• Malkeet Singh

Indian Matchmaking: Why Indians Need to Marry at the Right Age and Right Time

Let’s admit it - we all binge watched Indian Matchmaking. We cringed over it, criticized the actors, laughed at some of the absurdities and judged the matchmaker Sima Taparia and her process of matchmaking. But let’s take a step back and think: why are we, as a culture, so obsessed with finding someone? Why do we need to get married by a certain age and ‘settle down’? Sure, we all looked down upon Sima aunty’s face readers and astrologers. But when the time comes for us to find The One, aren’t we going to do the same thing with just as much desire and desperation? If not through a matchmaker, then through a dating app. If not through a dating app, then through references from friends and family. Even the most liberal minds (including myself) find themselves following a certain timeline of events as we progress with our lives. This pre-defined timeline ingrained heavily in our minds give us an ideal date and time when we need to fall in love, get married, and raise a family. This mindset also found its way in those featured in Indian Matchmaking.

The typically traditional process of matchmaking for arranged marriages found its arena in the young, modern Indians from India and the US. Sima aunty viewed them with her traditional value sets, judging them for being too stubborn, for having too many requirements, or for not being flexible enough.
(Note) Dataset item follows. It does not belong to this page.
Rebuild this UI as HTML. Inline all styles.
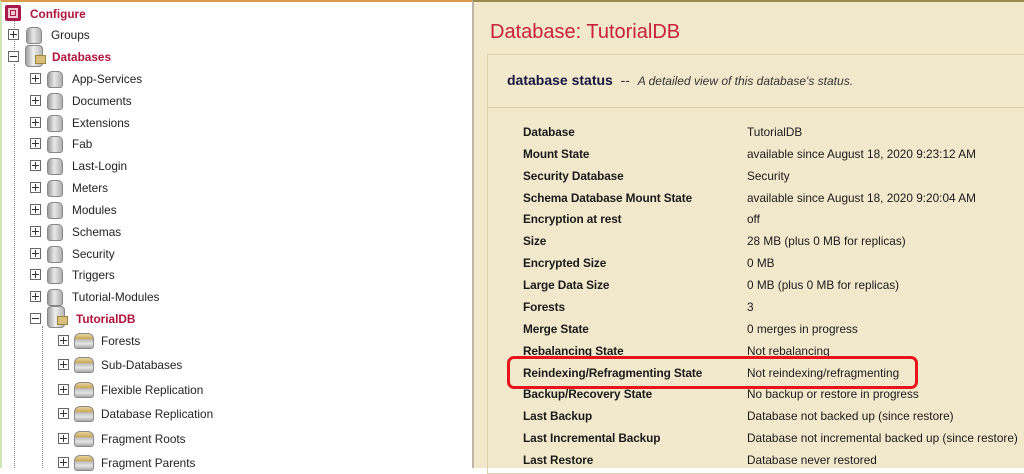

She criticised some of them for being too picky in selecting a partner. Many of us found ourselves consciously or subconsciously agreeing with her. The 34-year old successful and outspoken lawyer from Houston, Aparna Shewakramani was shown as “too picky and will not decide”, which led Sima aunty to take up the decision for Aparna and show her only one match to meet, instead of multiple matches like she showed Nadia. Nadia Christina Jagessar, the 33-year old event planner from New Jersey, felt pressure internally to get married because everyone around her is married. One of the first things Nadia says in her introductory scenes are, “I fill my time so that I don’t sit and realise how single I am.” On the other side of the world, a young 25-year old Akshay Jakhete sitting in Mumbai, was constantly pressurized into getting married or else his older brother and sister-in-law can’t make a baby. Throughout the episodes, we saw his mother repeatedly nag him about getting married. The other Mumbai-based 30-year old Pradhyuman Maloo was continuously chided by both Sima aunty and his family for taking too long to select his life partner.

The question is: why are we pressuring our sons, daughters, friends into getting married and settling down FAST? These are young, modern Indians from India and overseas, who despite their liberal outlooks find themselves needing to check the traditional requirements of their families, societies and internal desires. They want to and need to GET MARRIED. The Hindu culture has long regarded marriage as an essential rite of passage as one becomes an adult. The Vedas proclaim that “Dharma must be practiced by man together with his wife and offspring.”

Don’t get us wrong – love is the most wonderful feeling in the world and the idea of living together or getting married to your soulmate sounds even more wonderful. Rather we have an issue with the familial and peer pressure some people have to face as they get older and need to cross off the task of getting married to please others.